Their happiness and needs matter just as much as their work output. Food, entertainment, and sanitation all decay at 1.2 per hour, meaning you need to provide about 28.8 points of each per day to keep them satisfied. Once food falls to 65 or below, or entertainment and sanitation to 55 or below, they begin trying to satisfy that need. Life goods are treated differently: citizens buy as many as they can afford within their money and social class, and these items also contribute to happiness.

Traits make a noticeable difference in how a citizen behaves. Some traits affect need decay, such as Small Appetite, Big Appetite, Quiet, Playful, Neat, Slob, Frugal, Extravagant, Active, and Inactive. Others affect efficiency or development, such as Skilful and Clumsy for work efficiency, Quick and Slow for movement, Hardy and Fragile for maximum HP, and Intelligent or Foolish for experience gain. Personality effects stack with the rest of a citizen’s schedule, so high-value traits are especially important in heavily populated cities.

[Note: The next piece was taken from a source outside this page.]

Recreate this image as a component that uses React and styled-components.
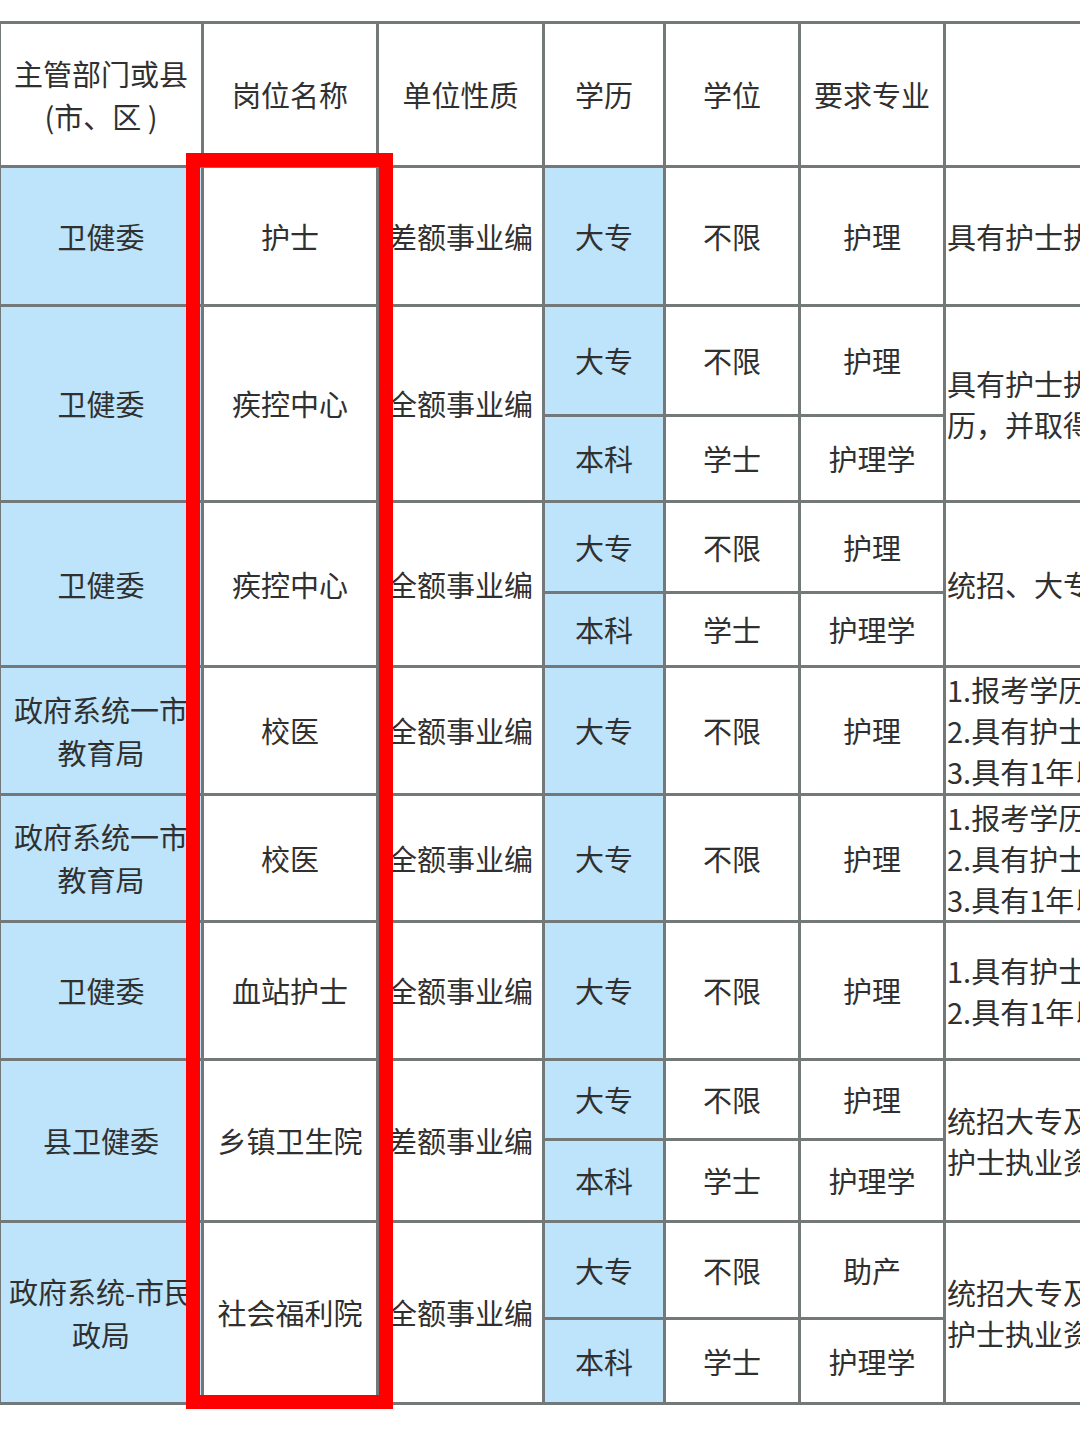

  • Citizens gain experience by working, and intelligence increases their experience gain.
  • They are best assigned according to traits: Skilful citizens are strongest in production buildings, while Clumsy citizens are better kept away from work that depends on efficiency.
  • Movement speed traits matter more in large cities or when work sites are far apart.
  • Low happiness is dangerous: unhappy citizens can become criminals, spread unrest, or rebel.
  • Building a prison early is useful, because criminals escalate if left unchecked.

As citizens level up, their stats improve. Strength raises carrying capacity and attack power, talent raises movement speed, and intelligence raises experience gain. Since intelligence does not increase naturally, citizens you want to develop faster should be assigned to facilities that use intelligence, such as the Laboratory, Tax Office, or Mushroom Farm.